Düşünün ki , içinizdekileri dökerken alıcısının olmadığını bile bile azimle yazmaya devam ettiğiniz, mektup boyu yazdığınız kişinin hatalarını sıralarken dahi içinizdeki sevgiye yenik düşüp yine de aklamaya çalıştığınız, biraz haklı sebepler olabilir diye düşündüğünüz en sonunda da kendinize karşı taraf adına cevap verip içinizdeki yarayı yatıştırmaya çalıştığınız bir mektup yazdınız …

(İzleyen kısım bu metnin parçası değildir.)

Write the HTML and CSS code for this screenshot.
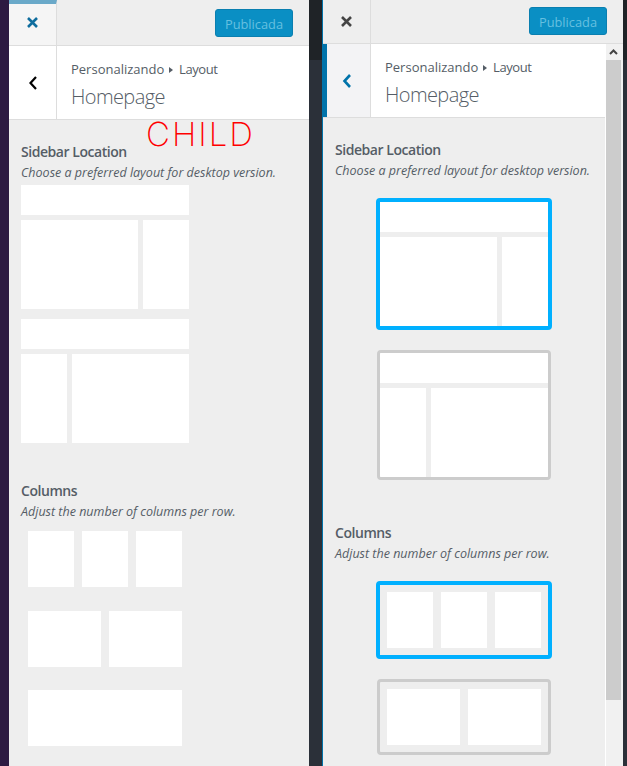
FILE: index.html
```html
<!DOCTYPE html>
<html lang="pt">
<head>
<meta charset="utf-8">
<title>Personalizando Layout</title>
<link rel="stylesheet" href="styles.css">
</head>
<body>
<div class="page">
  <div class="strip-purple"></div>

  <section class="panel panel-child">
    <header class="topbar">
      <a class="close close-active">
        <svg width="13" height="13" viewBox="0 0 13 13"><path d="M2 2 L11 11 M11 2 L2 11" class="ico-blue"/></svg>
      </a>
      <button class="publish">Publicada</button>
    </header>
    <div class="heading">
      <a class="back">
        <svg width="10" height="16" viewBox="0 0 10 16"><path d="M8 2 L2.5 8 L8 14" class="ico-black"/></svg>
      </a>
      <div class="heading-text">
        <div class="crumb">Personalizando <span class="tri"></span> <span class="crumb-end">Layout</span></div>
        <h1>Homepage</h1>
      </div>
    </div>
    <div class="content">
      <h2>Sidebar Location</h2>
      <p>Choose a preferred layout for desktop version.</p>
      <div class="wire wire-first">
        <div class="w-top"></div>
        <div class="w-row"><div class="w-main"></div><div class="w-side"></div></div>
      </div>
      <div class="wire wire-next">
        <div class="w-top"></div>
        <div class="w-row"><div class="w-side"></div><div class="w-main"></div></div>
      </div>
      <h2 class="h-columns">Columns</h2>
      <p>Adjust the number of columns per row.</p>
      <div class="cols cols-1"><div></div><div></div><div></div></div>
      <div class="cols cols-2"><div></div><div></div></div>
      <div class="cols cols-3"><div></div></div>
    </div>
    <span class="note">CHILD</span>
  </section>

  <div class="gutter"></div>

  <section class="panel panel-parent">
    <header class="topbar">
      <a class="close">
        <svg width="13" height="13" viewBox="0 0 13 13"><path d="M2 2 L11 11 M11 2 L2 11" class="ico-dark"/></svg>
      </a>
      <button class="publish">Publicada</button>
    </header>
    <div class="scrollarea">
      <div class="scroller">
        <div class="heading">
          <a class="back back-active">
            <svg width="10" height="16" viewBox="0 0 10 16"><path d="M8 2 L2.5 8 L8 14" class="ico-blue"/></svg>
          </a>
          <div class="heading-text">
            <div class="crumb">Personalizando <span class="tri"></span> <span class="crumb-end">Layout</span></div>
            <h1>Homepage</h1>
          </div>
        </div>
        <div class="content">
          <h2>Sidebar Location</h2>
          <p>Choose a preferred layout for desktop version.</p>
          <div class="options options-layout">
            <div class="frame frame-on">
              <div class="wire">
                <div class="w-top"></div>
                <div class="w-row"><div class="w-main"></div><div class="w-side"></div></div>
              </div>
            </div>
            <div class="frame">
              <div class="wire">
                <div class="w-top"></div>
                <div class="w-row"><div class="w-side"></div><div class="w-main"></div></div>
              </div>
            </div>
          </div>
          <h2 class="h-columns-parent">Columns</h2>
          <p>Adjust the number of columns per row.</p>
          <div class="options options-cols">
            <div class="frame frame-on frame-cols"><div class="cols"><div></div><div></div><div></div></div></div>
            <div class="frame frame-cols"><div class="cols"><div></div><div></div></div></div>
          </div>
        </div>
      </div>
      <div class="scrollbar">
        <div class="sb-btn">
          <svg width="9" height="6" viewBox="0 0 9 6"><path d="M1 5 L4.5 1.5 L8 5" class="ico-sb"/></svg>
        </div>
        <div class="sb-thumb"></div>
      </div>
    </div>
  </section>

  <div class="strip-dark"></div>
</div>
</body>
</html>
```
FILE: styles.css
```css
* { box-sizing: border-box; }
html, body { margin: 0; padding: 0; height: 100%; overflow: hidden; }
body { font-family: "Open Sans", "Noto Sans", sans-serif; color: #555d66; background: #2b3039; }

.page { display: flex; width: 627px; height: 766px; overflow: hidden; }
.strip-purple { width: 9px; background: #2d1a42; flex: none; }
.strip-dark { width: 4px; flex: none; background: linear-gradient(#1f2327 60px, #2b3039 60px); }
.gutter { width: 14px; flex: none; border-right: 1px solid #0073aa; background: linear-gradient(#1f2327 60px, #2b3039 60px); }

.panel { position: relative; width: 300px; flex: none; background: #eee; display: flex; flex-direction: column; }

.topbar { display: flex; justify-content: space-between; align-items: flex-start; background: #eee; border-bottom: 1px solid #ddd; flex: none; }
.panel-child .topbar { height: 46px; padding-right: 16px; }
.panel-parent .topbar { height: 44px; padding-right: 16px; }

.close { width: 48px; height: 100%; display: flex; align-items: center; justify-content: center; border-right: 1px solid #ddd; }
.close-active { background: #f5f5f5; border-top: 4px solid #6aa9c9; padding-bottom: 4px; }

.publish { margin-top: 7px; width: 78px; height: 28px; padding: 1px 0 0; font: 12.8px/26px "Open Sans", "Noto Sans", sans-serif; color: #66c0e0; background: #0a8fc4; border: 1px solid #0a7fb0; border-radius: 3px; }
.panel-child .publish { margin-top: 9px; }

.heading { display: flex; background: #fff; border-bottom: 1px solid #ddd; height: 74px; }
.back { width: 48px; flex: none; display: flex; align-items: center; justify-content: center; border-right: 1px solid #ddd; background: #fff; padding-left: 1px; }
.back-active { background: #f3f3f5; border-left: 4px solid #0073aa; padding-left: 0; padding-right: 3px; }
.heading-text { padding: 13px 0 0 14px; }
.crumb { font-size: 13px; line-height: 20px; color: #555d66; }
.crumb-end { letter-spacing: -0.4px; }
.tri { display: inline-block; width: 0; height: 0; margin: 0 3px 1px 1px; border-left: 4px solid #555d66; border-top: 3px solid transparent; border-bottom: 3px solid transparent; }
h1 { margin: 5px 0 0; font-size: 20px; font-weight: 300; line-height: 26px; letter-spacing: -0.6px; color: #555d66; }

.content { padding: 22px 0 0 12px; }
h2 { margin: 0; font-size: 14px; font-weight: 600; line-height: 20px; letter-spacing: -0.45px; color: #555d66; }
p { margin: 2px 0 0; font-size: 12.5px; font-style: italic; line-height: 18px; color: #555d66; }
.h-columns { margin-top: 38px; }
.h-columns-parent { margin-top: 43px; }

.wire { display: flex; flex-direction: column; gap: 5px; width: 168px; }
.wire-first { margin-top: 3px; }
.wire-next { margin-top: 10px; }
.w-top { height: 30px; background: #fff; }
.w-row { display: flex; justify-content: space-between; height: 89px; }
.w-main { width: 117px; background: #fff; }
.w-side { width: 46px; background: #fff; }

.cols { display: flex; gap: 8px; width: 154px; height: 56px; margin-left: 7px; }
.cols div { flex: 1; background: #fff; }
.cols-1 { margin-top: 10px; }
.cols-2 { margin-top: 24px; }
.cols-3 { margin-top: 23px; }

.note { position: absolute; left: 137px; top: 114px; font: 200 33px/40px Inter, "Liberation Sans", sans-serif; letter-spacing: 2px; color: #f00; }

.scrollarea { flex: 1; display: flex; min-height: 0; }
.scroller { width: 283px; flex: none; border-right: 1px solid #fff; overflow: hidden; }
.options { display: flex; flex-direction: column; align-items: center; gap: 20px; margin-left: -12px; }
.options-layout { margin-top: 18px; }
.options-cols { margin-top: 18px; }
.frame { width: 174px; height: 130px; border: 3px solid #ccc; border-radius: 4px; background: #eee; overflow: hidden; }
.frame .wire { width: 168px; }
.frame-on { width: 176px; height: 132px; border: 4px solid #00b0ff; }
.frame-cols { height: 76px; padding: 7px 7px 0; }
.frame-cols .cols { margin: 0; }
.frame-on.frame-cols { height: 78px; padding: 7px 7px 0; }

.scrollbar { width: 17px; flex: none; background: #f1f1f1; display: flex; flex-direction: column; }
.sb-btn { height: 16px; display: flex; align-items: center; justify-content: center; padding-right: 2px; }
.sb-thumb { width: 15px; height: 640px; background: #ccc; }

svg { display: block; fill: none; }
.ico-blue { stroke: #0f6d9e; stroke-width: 2.6; }
.ico-dark { stroke: #444; stroke-width: 2.6; }
.ico-black { stroke: #000; stroke-width: 2.2; }
.ico-sb { stroke: #444; stroke-width: 2; }
.back-active .ico-blue { stroke: #0073aa; }
```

Okurken gözlerimin dolduğu çok satır oldu. Sanırım anne yüreğiyle okuduğum için empati kurarak evladımın öyle ezilmesine katlanamadım ve o acıyı hissettim . Umarım kitabı okuyan tüm insanlar ilerde evladı olduğunda aynı hataları yapmamaları gerektiğini fark eder.
Kitabı kendi satırlarıyla özetlemek istiyorum ;
“Böylece aramızda oluşacak ve senin hiçbir şeyi anlamadığın kadar anlayabileceğin bu denkliği böylesine güzelmiş gibi hayal ediyorum,çünkü o zaman özgür,minnettar,kabahatsiz,namuslu bir erkek evlat olurdum;sense işkence etmeyen, zalimlik yapmayan , halden anlar, hoşnut bir baba. Ne var ki bu amaçla yaşanan her şeyin yaşanmamış olması ,yani bizim üstümüzün çizilmesi gerekirdi …”
Kitaptaki duyguların bu kadar okuyucuya geçmesinin bir diğer sebebinin çeviri yapanın gerçekten hakkını vermesiyle ilgili olduğunu düşünüyorum. Kafka okumak isteyen herkese ilk bu kitabı tavsiye ederim.